======== Dataset

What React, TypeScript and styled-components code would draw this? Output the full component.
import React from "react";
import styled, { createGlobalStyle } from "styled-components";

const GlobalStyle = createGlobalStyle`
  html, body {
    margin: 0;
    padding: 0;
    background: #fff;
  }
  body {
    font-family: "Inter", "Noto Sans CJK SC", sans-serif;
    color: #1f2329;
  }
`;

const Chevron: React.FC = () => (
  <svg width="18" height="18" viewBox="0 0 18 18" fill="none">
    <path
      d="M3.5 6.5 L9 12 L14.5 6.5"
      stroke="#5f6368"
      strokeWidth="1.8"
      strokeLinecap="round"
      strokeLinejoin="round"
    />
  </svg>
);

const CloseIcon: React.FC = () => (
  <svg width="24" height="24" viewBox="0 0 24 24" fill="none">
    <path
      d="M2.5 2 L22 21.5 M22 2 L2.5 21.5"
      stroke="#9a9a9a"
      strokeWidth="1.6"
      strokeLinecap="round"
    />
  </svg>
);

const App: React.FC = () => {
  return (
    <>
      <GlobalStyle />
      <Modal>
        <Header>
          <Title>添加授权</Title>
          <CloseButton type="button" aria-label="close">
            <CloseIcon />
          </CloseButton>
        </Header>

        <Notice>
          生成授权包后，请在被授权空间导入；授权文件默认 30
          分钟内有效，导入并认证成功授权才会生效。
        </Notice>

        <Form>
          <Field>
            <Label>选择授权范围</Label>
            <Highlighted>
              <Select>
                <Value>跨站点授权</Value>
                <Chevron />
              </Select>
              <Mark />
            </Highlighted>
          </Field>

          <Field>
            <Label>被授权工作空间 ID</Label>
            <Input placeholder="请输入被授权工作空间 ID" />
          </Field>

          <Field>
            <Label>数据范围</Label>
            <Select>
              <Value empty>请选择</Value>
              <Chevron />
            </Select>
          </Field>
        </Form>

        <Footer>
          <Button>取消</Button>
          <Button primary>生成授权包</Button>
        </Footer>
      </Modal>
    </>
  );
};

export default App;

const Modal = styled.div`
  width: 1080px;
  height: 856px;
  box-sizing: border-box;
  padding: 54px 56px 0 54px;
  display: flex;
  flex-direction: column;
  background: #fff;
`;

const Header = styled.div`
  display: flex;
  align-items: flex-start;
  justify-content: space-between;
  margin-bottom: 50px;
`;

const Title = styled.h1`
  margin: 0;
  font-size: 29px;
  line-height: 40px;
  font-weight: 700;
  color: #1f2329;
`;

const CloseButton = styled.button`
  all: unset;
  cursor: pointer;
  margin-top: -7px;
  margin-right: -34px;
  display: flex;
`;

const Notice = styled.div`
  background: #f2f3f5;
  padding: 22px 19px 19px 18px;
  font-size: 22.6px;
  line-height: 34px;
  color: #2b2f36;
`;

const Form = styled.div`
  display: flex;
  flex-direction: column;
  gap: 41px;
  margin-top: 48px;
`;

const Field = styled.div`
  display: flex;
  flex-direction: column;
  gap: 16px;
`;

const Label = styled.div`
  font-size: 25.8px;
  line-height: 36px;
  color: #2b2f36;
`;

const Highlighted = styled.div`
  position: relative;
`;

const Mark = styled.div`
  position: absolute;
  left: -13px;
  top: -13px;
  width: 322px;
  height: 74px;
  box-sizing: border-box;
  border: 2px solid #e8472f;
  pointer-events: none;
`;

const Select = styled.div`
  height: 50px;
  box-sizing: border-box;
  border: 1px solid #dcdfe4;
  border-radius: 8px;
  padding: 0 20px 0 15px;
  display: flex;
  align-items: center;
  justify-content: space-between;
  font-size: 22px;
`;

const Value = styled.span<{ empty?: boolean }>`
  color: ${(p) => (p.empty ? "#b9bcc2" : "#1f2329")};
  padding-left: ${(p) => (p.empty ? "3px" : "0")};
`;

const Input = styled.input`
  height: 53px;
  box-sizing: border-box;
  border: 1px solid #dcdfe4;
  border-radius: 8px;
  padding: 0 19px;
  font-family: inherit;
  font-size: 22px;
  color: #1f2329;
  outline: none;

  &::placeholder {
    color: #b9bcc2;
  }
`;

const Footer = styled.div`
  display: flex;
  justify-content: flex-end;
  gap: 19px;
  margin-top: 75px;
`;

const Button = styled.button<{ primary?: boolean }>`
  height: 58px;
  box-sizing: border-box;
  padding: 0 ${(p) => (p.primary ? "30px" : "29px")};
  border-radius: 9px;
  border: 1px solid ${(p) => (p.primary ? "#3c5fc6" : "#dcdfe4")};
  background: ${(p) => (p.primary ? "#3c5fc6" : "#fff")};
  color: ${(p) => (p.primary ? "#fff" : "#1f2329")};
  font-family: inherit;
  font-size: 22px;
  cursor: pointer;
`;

================
======== Dataset

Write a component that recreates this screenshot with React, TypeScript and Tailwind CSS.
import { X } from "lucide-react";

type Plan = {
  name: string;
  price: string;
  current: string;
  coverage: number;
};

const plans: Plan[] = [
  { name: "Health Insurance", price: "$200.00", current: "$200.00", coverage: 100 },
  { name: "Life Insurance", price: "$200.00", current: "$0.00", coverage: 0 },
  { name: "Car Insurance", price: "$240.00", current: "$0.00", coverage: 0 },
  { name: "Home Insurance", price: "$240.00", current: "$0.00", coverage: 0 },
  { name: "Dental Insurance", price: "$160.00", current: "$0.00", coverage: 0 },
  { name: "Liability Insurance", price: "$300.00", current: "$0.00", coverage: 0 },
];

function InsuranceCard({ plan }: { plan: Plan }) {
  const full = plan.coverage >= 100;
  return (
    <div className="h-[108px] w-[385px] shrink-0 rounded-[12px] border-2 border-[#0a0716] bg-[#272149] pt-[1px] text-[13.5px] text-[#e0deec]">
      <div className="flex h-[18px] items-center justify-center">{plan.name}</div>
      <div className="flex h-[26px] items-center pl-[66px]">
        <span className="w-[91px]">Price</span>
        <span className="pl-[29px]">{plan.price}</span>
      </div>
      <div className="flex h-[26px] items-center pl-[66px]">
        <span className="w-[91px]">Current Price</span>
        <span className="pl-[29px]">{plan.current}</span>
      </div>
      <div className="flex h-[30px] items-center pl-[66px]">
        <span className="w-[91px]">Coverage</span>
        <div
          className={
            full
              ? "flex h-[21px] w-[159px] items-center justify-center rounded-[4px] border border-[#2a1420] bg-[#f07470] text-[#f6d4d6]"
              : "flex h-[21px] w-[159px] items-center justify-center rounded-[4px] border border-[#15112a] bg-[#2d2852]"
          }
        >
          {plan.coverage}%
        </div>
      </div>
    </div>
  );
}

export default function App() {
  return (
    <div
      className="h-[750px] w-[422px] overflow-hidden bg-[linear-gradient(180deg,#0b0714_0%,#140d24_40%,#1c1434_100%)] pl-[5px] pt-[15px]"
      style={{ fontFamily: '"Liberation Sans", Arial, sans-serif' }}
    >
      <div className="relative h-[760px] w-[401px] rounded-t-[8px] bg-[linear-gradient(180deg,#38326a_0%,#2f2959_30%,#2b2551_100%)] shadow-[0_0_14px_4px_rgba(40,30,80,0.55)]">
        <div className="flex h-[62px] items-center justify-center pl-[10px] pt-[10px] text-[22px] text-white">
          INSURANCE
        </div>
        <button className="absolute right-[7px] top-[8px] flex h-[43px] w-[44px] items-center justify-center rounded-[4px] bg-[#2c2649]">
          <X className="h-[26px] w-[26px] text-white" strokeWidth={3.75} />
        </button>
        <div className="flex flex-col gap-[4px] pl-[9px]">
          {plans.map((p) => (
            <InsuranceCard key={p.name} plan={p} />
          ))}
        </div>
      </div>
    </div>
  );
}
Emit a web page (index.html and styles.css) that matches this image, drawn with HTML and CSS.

================
======== Dataset

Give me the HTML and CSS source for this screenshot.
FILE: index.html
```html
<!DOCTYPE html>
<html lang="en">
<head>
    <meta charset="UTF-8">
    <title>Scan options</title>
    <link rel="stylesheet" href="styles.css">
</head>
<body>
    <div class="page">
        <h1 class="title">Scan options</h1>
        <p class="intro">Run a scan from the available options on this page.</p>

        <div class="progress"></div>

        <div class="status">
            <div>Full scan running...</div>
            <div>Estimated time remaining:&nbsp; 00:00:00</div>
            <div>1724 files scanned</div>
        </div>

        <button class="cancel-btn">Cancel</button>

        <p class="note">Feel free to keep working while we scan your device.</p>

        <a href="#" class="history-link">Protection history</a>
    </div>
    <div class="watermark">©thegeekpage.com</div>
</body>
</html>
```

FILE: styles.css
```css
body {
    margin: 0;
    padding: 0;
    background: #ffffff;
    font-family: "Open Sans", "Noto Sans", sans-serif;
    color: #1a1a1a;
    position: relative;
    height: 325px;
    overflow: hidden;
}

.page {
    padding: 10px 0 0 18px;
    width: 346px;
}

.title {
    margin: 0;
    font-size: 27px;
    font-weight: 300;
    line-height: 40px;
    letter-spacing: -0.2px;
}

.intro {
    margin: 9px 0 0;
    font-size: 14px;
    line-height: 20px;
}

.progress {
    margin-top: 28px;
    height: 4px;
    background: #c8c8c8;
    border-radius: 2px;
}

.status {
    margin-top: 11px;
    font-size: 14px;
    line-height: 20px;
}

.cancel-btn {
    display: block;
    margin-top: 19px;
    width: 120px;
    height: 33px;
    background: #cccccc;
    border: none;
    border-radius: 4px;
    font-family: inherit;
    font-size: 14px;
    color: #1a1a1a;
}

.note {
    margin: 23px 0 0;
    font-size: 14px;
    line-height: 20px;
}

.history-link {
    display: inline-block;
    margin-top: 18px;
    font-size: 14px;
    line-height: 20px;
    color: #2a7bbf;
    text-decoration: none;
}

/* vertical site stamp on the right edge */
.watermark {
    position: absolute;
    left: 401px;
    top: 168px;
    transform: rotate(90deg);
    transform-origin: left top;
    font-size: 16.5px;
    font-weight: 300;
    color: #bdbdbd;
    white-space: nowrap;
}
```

================

▸ Task description: Read through the data and copy every line where "components" shows up.

▸ Task result:
What React, TypeScript and styled-components code would draw this? Output the full component.
import styled, { createGlobalStyle } from "styled-components";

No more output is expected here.